Failure to Justify Disparities
The U.S. Court of Appeals determined that the justifications presented for the disparities in municipal services were inadequate and failed to demonstrate a compelling state interest. The court closely examined the town's explanations for the provision of services, particularly regarding street paving, lighting, and sewage services. It was revealed that no high-powered street lights had been installed in Black neighborhoods, and nearly all homes fronting on unpaved streets were occupied by Black residents, contradicting the town's claims of rational allocation based on usage. The trial court's assertion that services were provided based on traffic needs was found to be unsupported by any factual evidence. Furthermore, the court noted that the policies freezing in past discrimination could not justify the ongoing disparities in service provision. The appellate court concluded that the town's failure to address the evident inequalities indicated a violation of the equal protection clause.

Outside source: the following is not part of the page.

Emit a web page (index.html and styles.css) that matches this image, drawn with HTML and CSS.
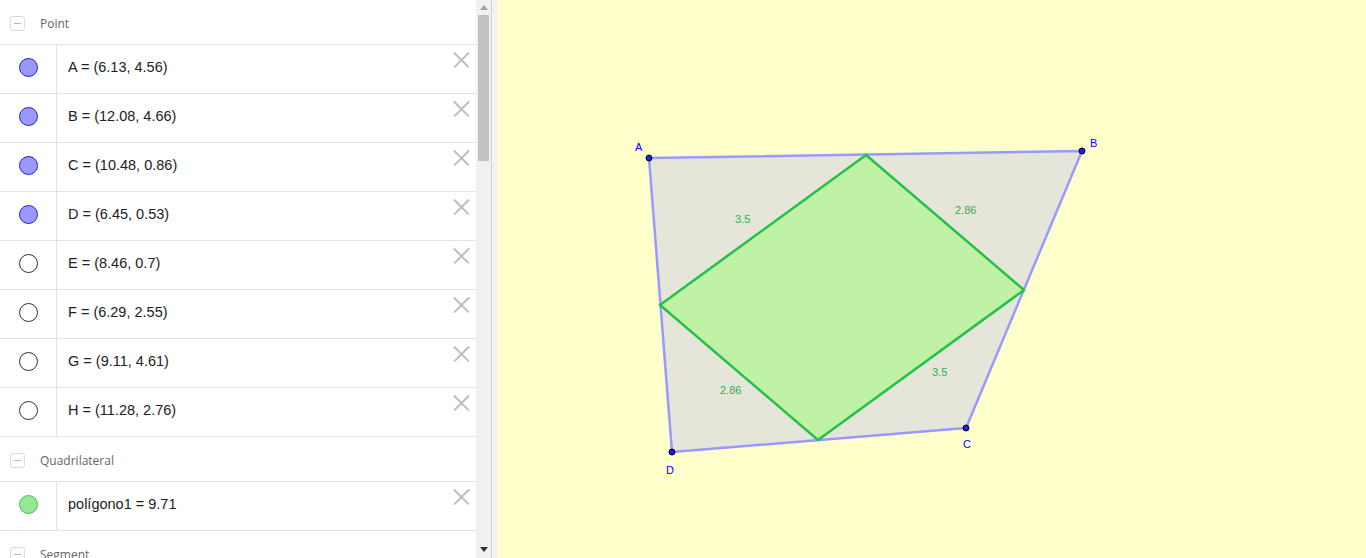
FILE: index.html
```html
<!DOCTYPE html>
<html>
<head>
<meta charset="utf-8">
<link rel="stylesheet" href="styles.css">
</head>
<body>
<div class="app">
  <div class="algebra">
    <div class="group">
      <span class="toggle"></span><span class="gname">Point</span>
    </div>
    <div class="row"><div class="marble m-blue"></div><div class="expr">A = (6.13, 4.56)</div><span class="del"></span></div>
    <div class="row"><div class="marble m-blue"></div><div class="expr">B = (12.08, 4.66)</div><span class="del"></span></div>
    <div class="row"><div class="marble m-blue"></div><div class="expr">C = (10.48, 0.86)</div><span class="del"></span></div>
    <div class="row"><div class="marble m-blue"></div><div class="expr">D = (6.45, 0.53)</div><span class="del"></span></div>
    <div class="row"><div class="marble m-empty"></div><div class="expr">E = (8.46, 0.7)</div><span class="del"></span></div>
    <div class="row"><div class="marble m-empty"></div><div class="expr">F = (6.29, 2.55)</div><span class="del"></span></div>
    <div class="row"><div class="marble m-empty"></div><div class="expr">G = (9.11, 4.61)</div><span class="del"></span></div>
    <div class="row"><div class="marble m-empty"></div><div class="expr">H = (11.28, 2.76)</div><span class="del"></span></div>
    <div class="group">
      <span class="toggle"></span><span class="gname">Quadrilateral</span>
    </div>
    <div class="row"><div class="marble m-green"></div><div class="expr">polígono1 = 9.71</div><span class="del"></span></div>
    <div class="group">
      <span class="toggle"></span><span class="gname">Segment</span>
    </div>
  </div>
  <div class="scrollbar">
    <div class="arrow up"></div>
    <div class="thumb"></div>
    <div class="arrow down"></div>
  </div>
  <div class="divider"></div>
  <div class="graphics">
    <svg width="868" height="558" viewBox="498 0 868 558" xmlns="http://www.w3.org/2000/svg">
      <polygon points="649,158 1082,151 966,428 672,452" fill="#e5e5da" stroke="#9999ff" stroke-width="2.5" stroke-linejoin="round"/>
      <polygon points="866,155 1024,290 818,440 660,305" fill="#c0f2a6" stroke="#22c24a" stroke-width="2.5" stroke-linejoin="round"/>
      <g fill="#1a1aff" stroke="#000" stroke-width="1">
        <circle cx="649" cy="158" r="3"/>
        <circle cx="1082" cy="151" r="3"/>
        <circle cx="966" cy="428" r="3"/>
        <circle cx="672" cy="452" r="3"/>
      </g>
      <g class="plabel">
        <text x="635" y="151">A</text>
        <text x="1090" y="147">B</text>
        <text x="963" y="448">C</text>
        <text x="666" y="474">D</text>
      </g>
      <g class="slabel">
        <text x="735" y="223">3.5</text>
        <text x="955" y="214">2.86</text>
        <text x="720" y="394">2.86</text>
        <text x="932" y="376">3.5</text>
      </g>
    </svg>
  </div>
</div>
</body>
</html>
```

FILE: styles.css
```css
html, body {
  margin: 0;
  padding: 0;
  width: 1366px;
  height: 558px;
  overflow: hidden;
  background: #ffffff;
}

.app {
  display: flex;
  width: 1366px;
  height: 558px;
  font-family: "Liberation Sans", Arial, sans-serif;
}

.algebra {
  width: 476px;
  flex: none;
  height: 558px;
  overflow: hidden;
  background: #fff;
}

.group {
  height: 45px;
  display: flex;
  align-items: center;
  border-bottom: 1px solid #e2e2e2;
  box-sizing: border-box;
  padding-top: 2px;
}

.toggle {
  width: 13px;
  height: 13px;
  margin-left: 10px;
  border: 1px solid #dcdcdc;
  border-radius: 3px;
  position: relative;
  flex: none;
}

.toggle::after {
  content: "";
  position: absolute;
  left: 3px;
  top: 6px;
  width: 7px;
  height: 1px;
  background: #b8b8b8;
}

.gname {
  margin-left: 15px;
  font-family: "Open Sans", sans-serif;
  font-size: 12px;
  color: #666;
}

.row {
  height: 49px;
  display: flex;
  align-items: stretch;
  border-bottom: 1px solid #e2e2e2;
  box-sizing: border-box;
  position: relative;
}

.marble {
  width: 57px;
  flex: none;
  border-right: 1px solid #e2e2e2;
  box-sizing: border-box;
  position: relative;
}

.marble::after {
  content: "";
  position: absolute;
  left: 19px;
  top: 13px;
  width: 19px;
  height: 19px;
  border-radius: 50%;
  box-sizing: border-box;
}

.m-blue::after {
  background: #9999ff;
  border: 1px solid #2020e8;
}

.m-empty::after {
  background: #fff;
  border: 1px solid #333;
}

.m-green::after {
  background: #99e699;
  border: 1px solid #33cc55;
}

.expr {
  padding-left: 11px;
  display: flex;
  align-items: center;
  padding-bottom: 4px;
  font-family: "Liberation Sans", Arial, sans-serif;
  font-size: 14.5px;
  color: #222;
  white-space: pre;
}

.del {
  position: absolute;
  right: 6px;
  top: 6px;
  width: 17px;
  height: 17px;
}

.del::before, .del::after {
  content: "";
  position: absolute;
  left: -2px;
  top: 8px;
  width: 21px;
  height: 1.5px;
  background: #bdbdbd;
  transform: rotate(45deg);
}

.del::after {
  transform: rotate(-45deg);
}

.scrollbar {
  width: 15px;
  flex: none;
  height: 558px;
  background: #f1f1f1;
  display: flex;
  flex-direction: column;
  align-items: center;
  border-right: 1px solid #cfcfcf;
}

.arrow {
  width: 0;
  height: 0;
  border-left: 4px solid transparent;
  border-right: 4px solid transparent;
}

.arrow.up {
  margin-top: 5px;
  border-bottom: 5px solid #a3a3a3;
}

.thumb {
  width: 11px;
  height: 146px;
  margin-top: 5px;
  background: #c1c1c1;
}

.arrow.down {
  margin-top: auto;
  margin-bottom: 6px;
  border-top: 5px solid #333;
}

.divider {
  width: 6px;
  flex: none;
  background: #f3f3f3;
}

.graphics {
  flex: 1;
  height: 558px;
  background: #ffffcc;
  overflow: hidden;
}

.graphics svg {
  display: block;
}

.plabel text {
  font-family: "Liberation Sans", Arial, sans-serif;
  font-size: 11px;
  fill: #0000ff;
}

.slabel text {
  font-family: "Liberation Sans", Arial, sans-serif;
  font-size: 11px;
  fill: #22b64a;
}
```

Intent and Motive Considerations
The court addressed the question of intent, noting that actual discriminatory motive did not need to be proved in cases alleging equal protection violations based on racial discrimination. It acknowledged that while there was no direct evidence of bad faith or ill will from town officials, the lack of intent did not absolve the municipality of its constitutional responsibilities. The court referenced legal precedents indicating that thoughtlessness and arbitrary actions could be just as damaging to rights as intentional discrimination. Thus, the court concluded that even in the absence of overt discriminatory intent, the arbitrary nature of the town's actions constituted a violation of the plaintiffs' rights under the Fourteenth Amendment. Ultimately, the appellate court held that the town's actions, whether intentional or not, still resulted in systematic discrimination against Black residents.
Conclusion and Relief
The U.S. Court of Appeals reversed the lower court's decision and remanded the case for further proceedings consistent with its findings. It required the Town of Shaw to submit a plan detailing how it would address the disparities in municipal services that had been established as racially discriminatory. The court underscored that judicial intervention was necessary to ensure compliance with the mandates of the Constitution, emphasizing that local governments are not immune to constitutional scrutiny. The appellate court indicated that the local authorities, who denied any racial motivation for their actions, should be able to propose a reasonable plan for remedying the inequities. The court's decision sought to prevent the perpetuation of past discrimination and ensure that all citizens, regardless of race, received equal protection under the law. This ruling reinforced the principle that constitutional rights must be safeguarded and that federal courts have the authority to intervene in cases of systemic discrimination.